My kids came home this week with their first term report cards. I opened them up and braced myself. Last year’s report cards were decent, but Claire struggled academically in math and Austin sometimes shut down in big groups. I figured that those flaws were okay because, well, if they were managing to just attend school, that struck me as a win for the year.
But this year’s report cards were great. I mean, no one is going to Harvard tomorrow, but both of my big kids are on grade level and doing things like “respecting the rights of others.” Austin “has a large peer group and enjoys interacting with all of his classmates” and Claire “demonstrated a strong understanding of how to classify shapes by their attributes, including angle sizes.” Even Tommy “enters the classroom with ease.” I was thrilled and read each of their report cards out loud to them in front of their siblings. “Great work, kids!” I said with a smile on my face.
And then I put the report cards in their school files. Because, of course, there’s no one else who really wants to find out whether Austin is “using time wisely” except me.
It’s just another stupid small thing that broke my heart. I texted a few widow and widower friends of mine, “Why is it that report cards break my heart? My kids are doing fine, but it’s terrible that I don’t have anyone else who really cares about what they say. I mean, Claire can actually do math this year and Austin has raised his hand more than once this Fall and I’m the only one who thinks these things are momentous.”
My friends all texted back that they were really proud of my kids. I got a few hilarious emojis and more than one “woohoo!” I was grateful for that. But I still felt sad.

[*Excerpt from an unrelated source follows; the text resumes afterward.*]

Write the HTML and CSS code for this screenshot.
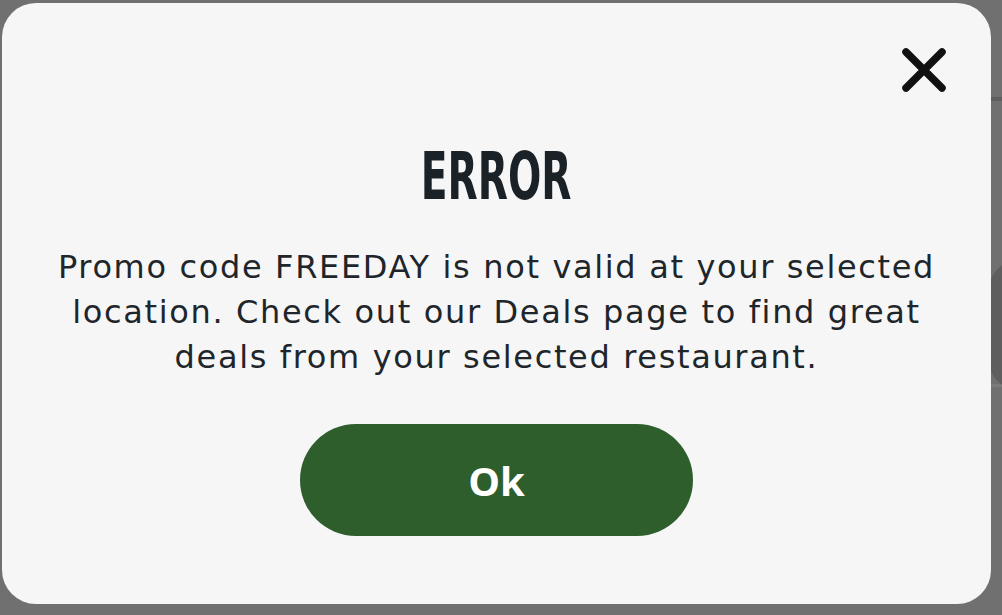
FILE: index.html
```html
<!DOCTYPE html>
<html lang="en">
<head>
    <meta charset="UTF-8">
    <meta name="viewport" content="width=device-width, initial-scale=1.0">
    <title>Error</title>
    <link rel="stylesheet" href="styles.css">
</head>
<body>
    <div class="backdrop">
        <!-- Hata penceresi -->
        <div class="modal" role="dialog" aria-labelledby="modal-title">
            <button class="close-btn" aria-label="Close">
                <svg width="44" height="44" viewBox="0 0 44 44">
                    <path d="M4 4 L40 40 M40 4 L4 40" stroke="#111111" stroke-width="7.5" stroke-linecap="round" fill="none"/>
                </svg>
            </button>
            <h1 id="modal-title"><span>ERROR</span></h1>
            <p class="message">Promo code FREEDAY is not valid at your selected location. Check out our Deals page to find great deals from your selected restaurant.</p>
            <button class="ok-btn">Ok</button>
        </div>
    </div>
</body>
</html>
```

FILE: styles.css
```css
html, body {
    margin: 0;
    padding: 0;
}

body {
    background:
        linear-gradient(#5f5f5f, #5f5f5f) right 0 top 97px / 12px 4px no-repeat,
        linear-gradient(#7a7a7a, #7a7a7a) right 0 top 384px / 12px 3px no-repeat,
        #707070;
    font-family: "DejaVu Sans", "Open Sans", sans-serif;
    height: 615px;
    overflow: hidden;
    position: relative;
}

/* sayfanın arkasında kalan koyu yarım daire */
body::before {
    content: "";
    position: absolute;
    right: -50px;
    top: 260px;
    width: 64px;
    height: 130px;
    border-radius: 40px;
    background: #5e5e5e;
}

.backdrop {
    position: relative;
    padding: 3px 11px 11px 2px;
}

.modal {
    position: relative;
    background: #f6f6f6;
    border-radius: 34px;
    height: 601px;
    box-sizing: border-box;
    display: flex;
    flex-direction: column;
    align-items: center;
    padding: 134px 40px 0;
    text-align: center;
}

.close-btn {
    position: absolute;
    top: 45px;
    right: 45px;
    width: 44px;
    height: 44px;
    padding: 0;
    background: none;
    border: none;
    cursor: pointer;
}

.close-btn svg {
    display: block;
}

h1 {
    margin: 0;
    font-family: "DejaVu Sans Condensed", "DejaVu Sans", sans-serif;
    font-weight: bold;
    font-size: 66px;
    line-height: 80px;
    color: #1b2227;
}

h1 span {
    display: inline-block;
    transform: scaleX(0.66);
}

.message {
    margin: 28px 0 0;
    font-size: 32px;
    line-height: 45px;
    letter-spacing: 1.65px;
    color: #1e262b;
}

.ok-btn {
    margin-top: 44px;
    width: 393px;
    height: 112px;
    border: none;
    border-radius: 56px;
    background: #2d5e2c;
    color: #ffffff;
    font-family: "Open Sans", sans-serif;
    font-weight: bold;
    font-size: 40px;
    cursor: pointer;
}
```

Shawn used to love report card time. He spent hours analyzing what the teachers said about the kids and once I realized how important he thought they were, I spent more time on the comments I wrote for my own students. He also got a huge kick out of the standards that asked 2nd graders, for example, to “understand the global presence of art and its cultural and historical importance.” Every time report cards came home, he’d sit on the couch in the evening and read the standards one by one. When there was a particularly extreme one, he’d read it out loud and we’d both laugh.
God, the things you miss when someone is gone. Just typing that paragraph made me cry.
When I try to explain to other people the stress of being a single parent, there is always so much focus on the logistics. Many people think that it must be difficult for me to shuttle all of my kids to their various activities every weekend. Others worry that I must be stressed out making sure that the kids all have their flu shots and haircuts and properly-sized raincoats. And then there are always those who are concerned that the stress of keeping us afloat financially must be very difficult.
Of course, all of those things are tough. But I have help with a lot of the logistics. I am lucky that someone different picks up Austin for sports practice each week. My dad loves to go to the grocery store for us. And someone is always helping me organize my life in one way or another.
But no one pours over those report cards anymore. No one except me.
Yes, my dad was excited that his math tutoring of Claire has paid off, and yes, I know that he was glad that Austin is following classroom rules. But it’s not the same. We both know that.
Single parenting is tough for so many reasons.
But I’d make a thousand lunches and do a million carpools if I could just watch Shawn as he looked over their report cards this year. I’d do anything for a moment like that because I know what it would be like. It would be like seeing my own emotions reflected right back at me.
He was the only person who ever looked at those report cards with the same love that I did.